EXERCISE GOAL> Return the listing below exactly, with the pictures dropped.

GIVEN INFORMATION>
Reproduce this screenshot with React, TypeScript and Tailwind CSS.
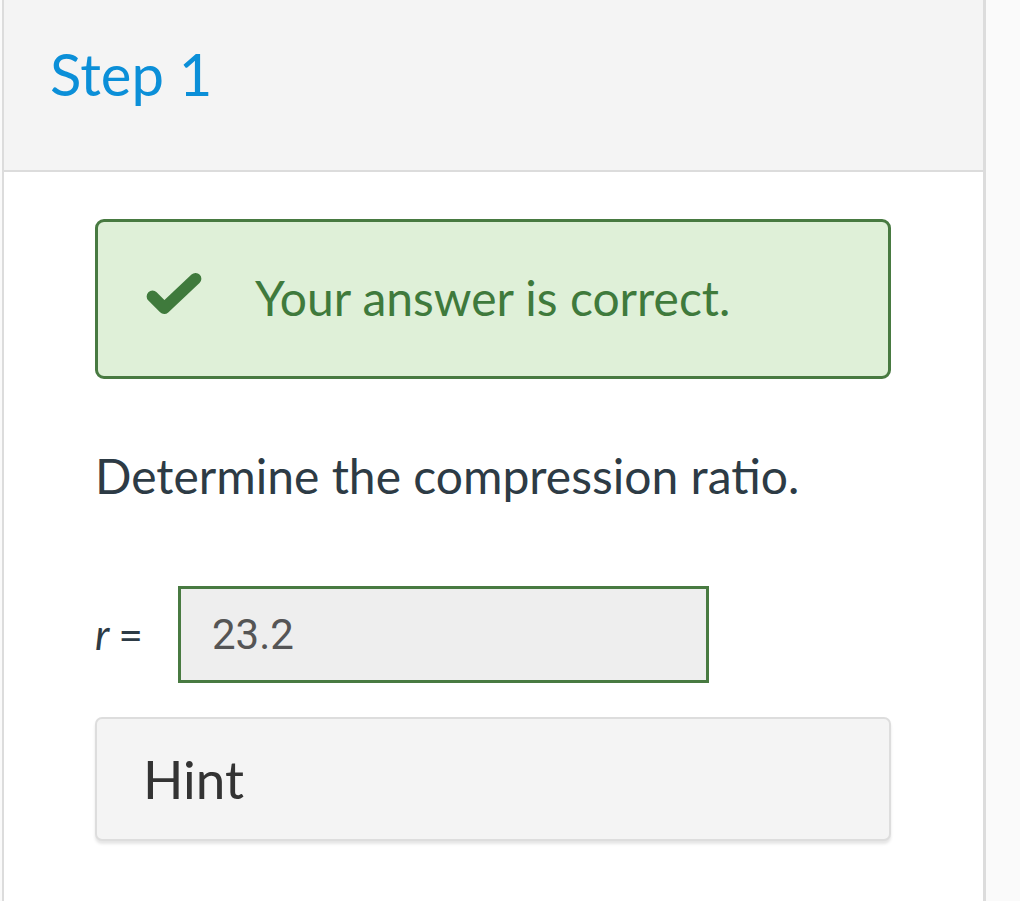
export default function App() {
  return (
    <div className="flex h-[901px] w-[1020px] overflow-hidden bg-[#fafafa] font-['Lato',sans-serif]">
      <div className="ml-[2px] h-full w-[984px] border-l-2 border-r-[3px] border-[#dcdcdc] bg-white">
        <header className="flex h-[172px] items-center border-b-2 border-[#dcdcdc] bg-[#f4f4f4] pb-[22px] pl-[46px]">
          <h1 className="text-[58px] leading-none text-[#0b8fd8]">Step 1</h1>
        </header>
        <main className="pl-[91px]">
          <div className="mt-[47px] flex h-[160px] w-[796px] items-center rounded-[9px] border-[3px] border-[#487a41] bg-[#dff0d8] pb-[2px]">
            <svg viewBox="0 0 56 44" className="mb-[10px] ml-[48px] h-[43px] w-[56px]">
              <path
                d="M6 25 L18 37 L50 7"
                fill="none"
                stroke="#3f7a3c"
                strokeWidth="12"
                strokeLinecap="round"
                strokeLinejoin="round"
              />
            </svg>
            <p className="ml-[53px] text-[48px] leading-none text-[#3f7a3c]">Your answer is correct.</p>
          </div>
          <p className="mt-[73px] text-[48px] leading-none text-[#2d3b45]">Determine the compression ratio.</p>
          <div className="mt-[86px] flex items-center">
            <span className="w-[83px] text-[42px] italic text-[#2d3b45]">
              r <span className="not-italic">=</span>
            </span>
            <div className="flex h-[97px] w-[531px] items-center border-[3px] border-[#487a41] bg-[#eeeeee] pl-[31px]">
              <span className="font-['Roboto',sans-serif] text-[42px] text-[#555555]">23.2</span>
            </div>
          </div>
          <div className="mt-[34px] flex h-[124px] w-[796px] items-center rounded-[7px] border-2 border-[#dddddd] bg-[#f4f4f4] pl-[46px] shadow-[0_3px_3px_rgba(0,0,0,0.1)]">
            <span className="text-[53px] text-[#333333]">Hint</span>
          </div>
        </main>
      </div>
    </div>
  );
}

REPLY>
Reproduce this screenshot with React, TypeScript and Tailwind CSS.
export default function App() {
  return (
    <div className="flex h-[901px] w-[1020px] overflow-hidden bg-[#fafafa] font-['Lato',sans-serif]">
      <div className="ml-[2px] h-full w-[984px] border-l-2 border-r-[3px] border-[#dcdcdc] bg-white">
        <header className="flex h-[172px] items-center border-b-2 border-[#dcdcdc] bg-[#f4f4f4] pb-[22px] pl-[46px]">
          <h1 className="text-[58px] leading-none text-[#0b8fd8]">Step 1</h1>
        </header>
        <main className="pl-[91px]">
          <div className="mt-[47px] flex h-[160px] w-[796px] items-center rounded-[9px] border-[3px] border-[#487a41] bg-[#dff0d8] pb-[2px]">
            <svg viewBox="0 0 56 44" className="mb-[10px] ml-[48px] h-[43px] w-[56px]">
              <path
                d="M6 25 L18 37 L50 7"
                fill="none"
                stroke="#3f7a3c"
                strokeWidth="12"
                strokeLinecap="round"
                strokeLinejoin="round"
              />
            </svg>
            <p className="ml-[53px] text-[48px] leading-none text-[#3f7a3c]">Your answer is correct.</p>
          </div>
          <p className="mt-[73px] text-[48px] leading-none text-[#2d3b45]">Determine the compression ratio.</p>
          <div className="mt-[86px] flex items-center">
            <span className="w-[83px] text-[42px] italic text-[#2d3b45]">
              r <span className="not-italic">=</span>
            </span>
            <div className="flex h-[97px] w-[531px] items-center border-[3px] border-[#487a41] bg-[#eeeeee] pl-[31px]">
              <span className="font-['Roboto',sans-serif] text-[42px] text-[#555555]">23.2</span>
            </div>
          </div>
          <div className="mt-[34px] flex h-[124px] w-[796px] items-center rounded-[7px] border-2 border-[#dddddd] bg-[#f4f4f4] pl-[46px] shadow-[0_3px_3px_rgba(0,0,0,0.1)]">
            <span className="text-[53px] text-[#333333]">Hint</span>
          </div>
        </main>
      </div>
    </div>
  );
}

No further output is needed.